Gross domestic product (GDP) measures the total output of an entire economy by adding up total consumption, investment, government expenditure, and net exports. GDP is therefore considered a quality approximation of income for an entire economy in a given period.

Per capita GDP is calculated by dividing total GDP by a country's population, and this figure is frequently cited when assessing the standard of living. There are a number of adjustments to GDP used by economists to improve the explanatory power of the statistic, and economists have also developed a number of alternative metrics to measure the standard of living.

Key Takeaways

  • Gross domestic product, or GDP, measures the total output of the economy, including activity, stability, and growth of goods and services; as such, it's seen as a proxy for the economy.
  • The standard of living is derived from per capita GDP, determined by dividing GDP by the number of people living in the country.
  • On a broad level, GDP can, therefore, be used to help determine the standard of living.
  • However, economists often make adjustments to GDP, such as using real GDP or using alternative methods for determining the standard of living.
  • Generally, rising global income translates to a higher standard of living, while diminishing global income causes the standard of living to decline.

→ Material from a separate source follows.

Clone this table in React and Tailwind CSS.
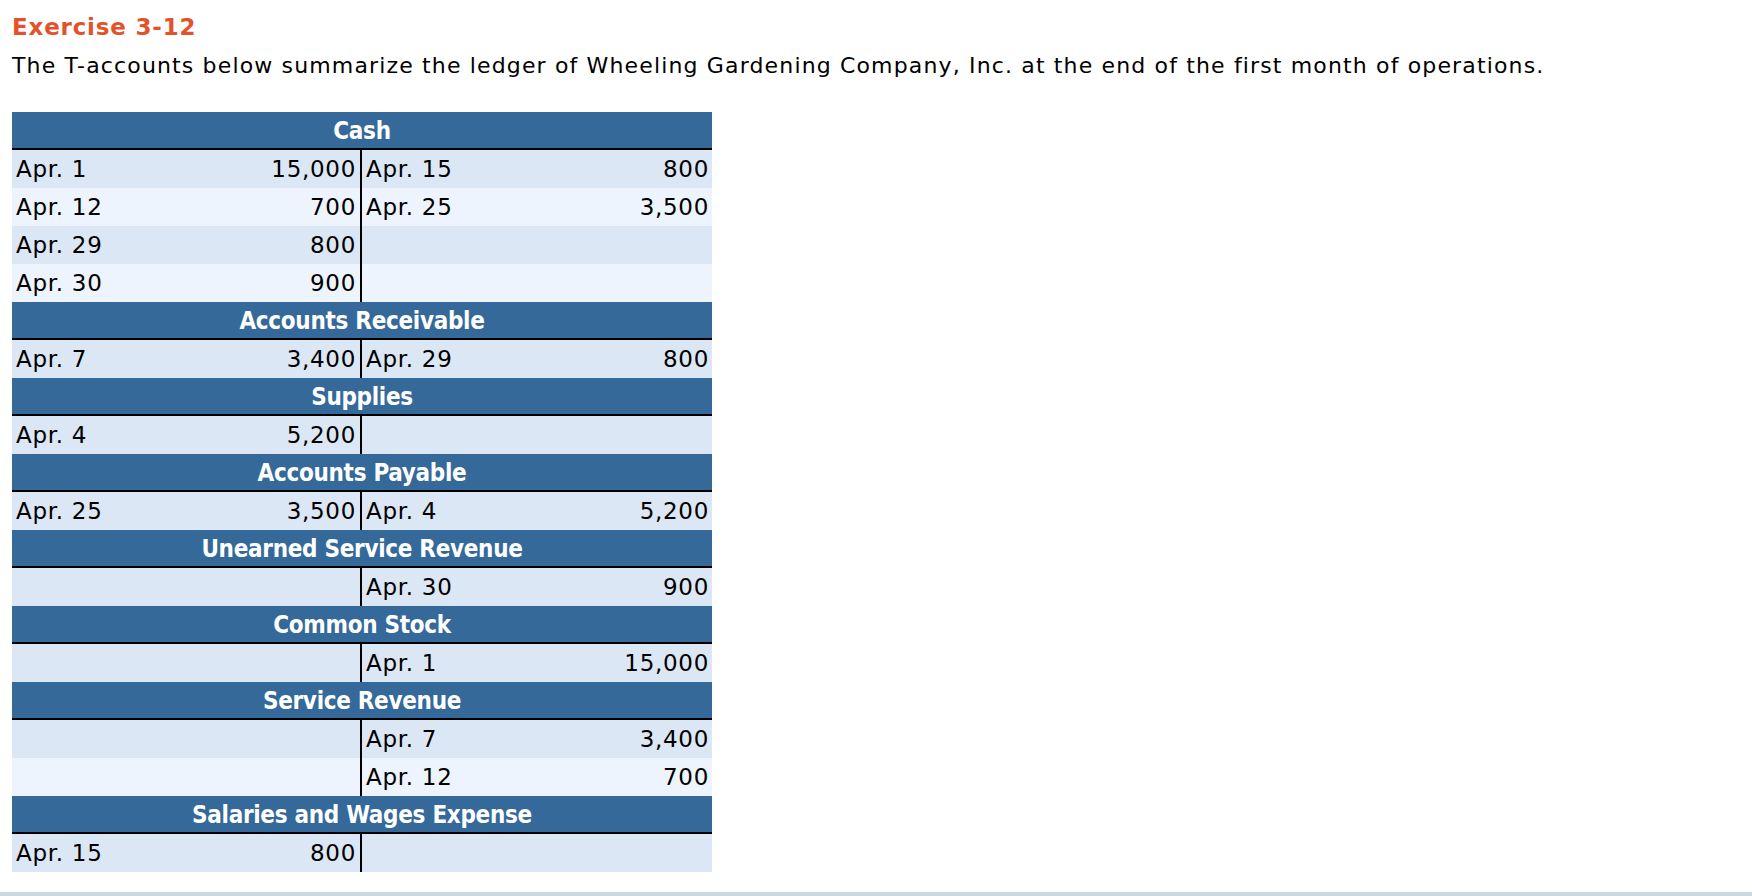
import React from "react";

const accounts = [
  {
    name: "Cash",
    rows: [
      ["Apr. 1", "15,000", "Apr. 15", "800"],
      ["Apr. 12", "700", "Apr. 25", "3,500"],
      ["Apr. 29", "800", "", ""],
      ["Apr. 30", "900", "", ""],
    ],
  },
  { name: "Accounts Receivable", rows: [["Apr. 7", "3,400", "Apr. 29", "800"]] },
  { name: "Supplies", rows: [["Apr. 4", "5,200", "", ""]] },
  { name: "Accounts Payable", rows: [["Apr. 25", "3,500", "Apr. 4", "5,200"]] },
  { name: "Unearned Service Revenue", rows: [["", "", "Apr. 30", "900"]] },
  { name: "Common Stock", rows: [["", "", "Apr. 1", "15,000"]] },
  {
    name: "Service Revenue",
    rows: [
      ["", "", "Apr. 7", "3,400"],
      ["", "", "Apr. 12", "700"],
    ],
  },
  { name: "Salaries and Wages Expense", rows: [["Apr. 15", "800", "", ""]] },
];

function TAccount({ account }) {
  return (
    <div>
      <div className="h-[38px] bg-[#35699a] border-b-2 border-black text-center text-white font-bold text-[24px] leading-[36px] pt-[1px] font-['DejaVu_Sans_Condensed','DejaVu_Sans',sans-serif] [font-stretch:condensed] tracking-[-0.3px]">
        {account.name}
      </div>
      {account.rows.map((row, i) => (
        <div
          key={i}
          className={`flex h-[38px] text-[23px] leading-[38px] tracking-[0.7px] text-black ${
            i % 2 === 0 ? "bg-[#dce7f5]" : "bg-[#edf4fd]"
          }`}
        >
          <div className="w-[348px] flex justify-between pl-[4px] pr-[4px]">
            <span>{row[0]}</span>
            <span>{row[1]}</span>
          </div>
          <div className="w-[352px] border-l-2 border-black flex justify-between pl-[4px] pr-[3px]">
            <span>{row[2]}</span>
            <span>{row[3]}</span>
          </div>
        </div>
      ))}
    </div>
  );
}

export default function App() {
  return (
    <div className="h-[896px] flex flex-col bg-white font-['DejaVu_Sans','Verdana',sans-serif]">
      <div className="px-[12px] pt-[13px]">
        <h1 className="text-[23px] leading-[28px] font-bold tracking-[0.8px] text-[#e3532b]">
          Exercise 3-12
        </h1>
        <p className="mt-[11px] text-[22px] leading-[28px] tracking-[1.15px] text-black">
          The T-accounts below summarize the ledger of Wheeling Gardening
          Company, Inc. at the end of the first month of operations.
        </p>
        <div className="mt-[32px] w-[700px]">
          {accounts.map((a) => (
            <TAccount key={a.name} account={a} />
          ))}
        </div>
      </div>
      <div className="mt-auto h-[4px] bg-[#cdd7e1]" />
    </div>
  );
}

Application and Shortcomings

While the standard of living is a complex topic with no universally objective measurement, rising global income since the Industrial Revolution has undeniably been accompanied by global poverty reduction, improved life expectancy, increased investment in technology development, and a high material standard of living in general.

GDP is divided by population to determine personal income, adjusted for inflation with real GDP, and adjusted for purchasing power parity to control for the impacts of regional price disparities. Real per capita GDP adjusted for purchasing power parity is a heavily refined statistic used to measure true income, which is an important element of well-being.

Real GDP, which measures economic growth minus the impact of inflation, is seen as a more accurate representation of economic growth than nominal GDP.

GDP shrank by an annualized five percent rate in the first quarter of 2020, the most recent quarter of available data, reflecting the impact of the COVID-19 pandemic. It was the biggest quarterly drop in GDP in 11 years, since late 2018, amid the credit crisis.

The Human Development Index

Many economists and academics have observed that income is not the only determinant of well-being, so other metrics have been proposed to measure the standard of living. The Human Development Index (HDI) was developed by economists in association with the United Nations Development Programme, and this metric includes measurements of life expectancy and education in addition to per capita income.

Prior to 2010, GDP was a direct input in the official calculation of HDI, but it has since changed to gross national income (GNI). There are also adjustments to HDI that account for such variables as income inequality.